C’è un piccolo mistero nella politica italiana degli ultimi mesi. E’ comparsa infatti una strana propensione ad aiutare i ricchi da parte di partiti che hanno sempre dichiarato di voler difendere i più deboli.
Se è vero, come diceva Sherlock Holmes che un indizio è un indizio, due indizi sono un sospetto, tre indizi sono una prova, allora abbiamo la dimostrazione di come i Cinque Stelle in prima fila, ma in parte anche la Lega, abbiano appoggiato provvedimenti che contraddicono la loro ispirazione strettamente populista, cioè a vantaggio dei ceti popolari.
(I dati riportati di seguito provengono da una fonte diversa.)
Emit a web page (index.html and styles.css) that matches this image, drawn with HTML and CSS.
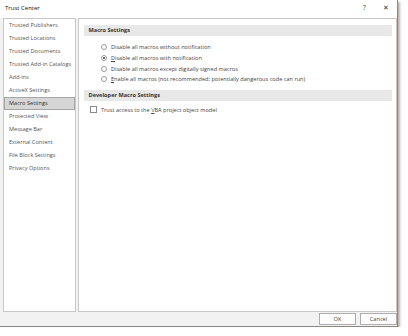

Il primo indizio è il cashback di Stato sulle carte di credito, una misura voluta e varata dal primo Governo di Giuseppe Conte, quello giallo-verde, e poi abrogata da Mario Draghi. Il cashback prevedeva un rimborso del 10% fino a 150 euro e premi elevati per chi avesse utilizzato più spesso le carte di credito per i pagamenti. Non c’è bisogno di particolari dimostrazioni per sottolineare come chi utilizza più spesso le carte di credito non sono certo i poveri.
Il secondo indizio viene dalla sostanziale bocciatura della proposta di Draghi, all’interno della manovra di riduzione delle imposte, di introdurre una piccola tassa aggiuntiva sui redditi più alti anche per finanziare tagli più consistenti a quelli medio-bassi. Apriti cielo. Tutti concordi nell’osteggiare un aumento, ancorchè poco più che simbolico, delle tasse sui ricchi.
Il terzo indizio è venuto dalla discussione del superbonus del 110% per i lavori di ristrutturazione e miglioramento energetico degli edifici. La “razionale” proposta del Governo era quella di limitare l’agevolazione, introducendo per le case unifamiliari il limite Isee di 25 mila euro per i proprietari. Nulla da fare. Cinque Stelle in testa hanno preteso che l’agevolazione (in pratica lo Stato paga tutti i lavori) venisse esteso a tutti, proprio a tutti, anche alle ville hollywoodiane sul golfo di Portofino.
Tre indizi fanno una prova. E’ il populismo “de noantri”. Tanto paga Pantalone, cioè tutti noi.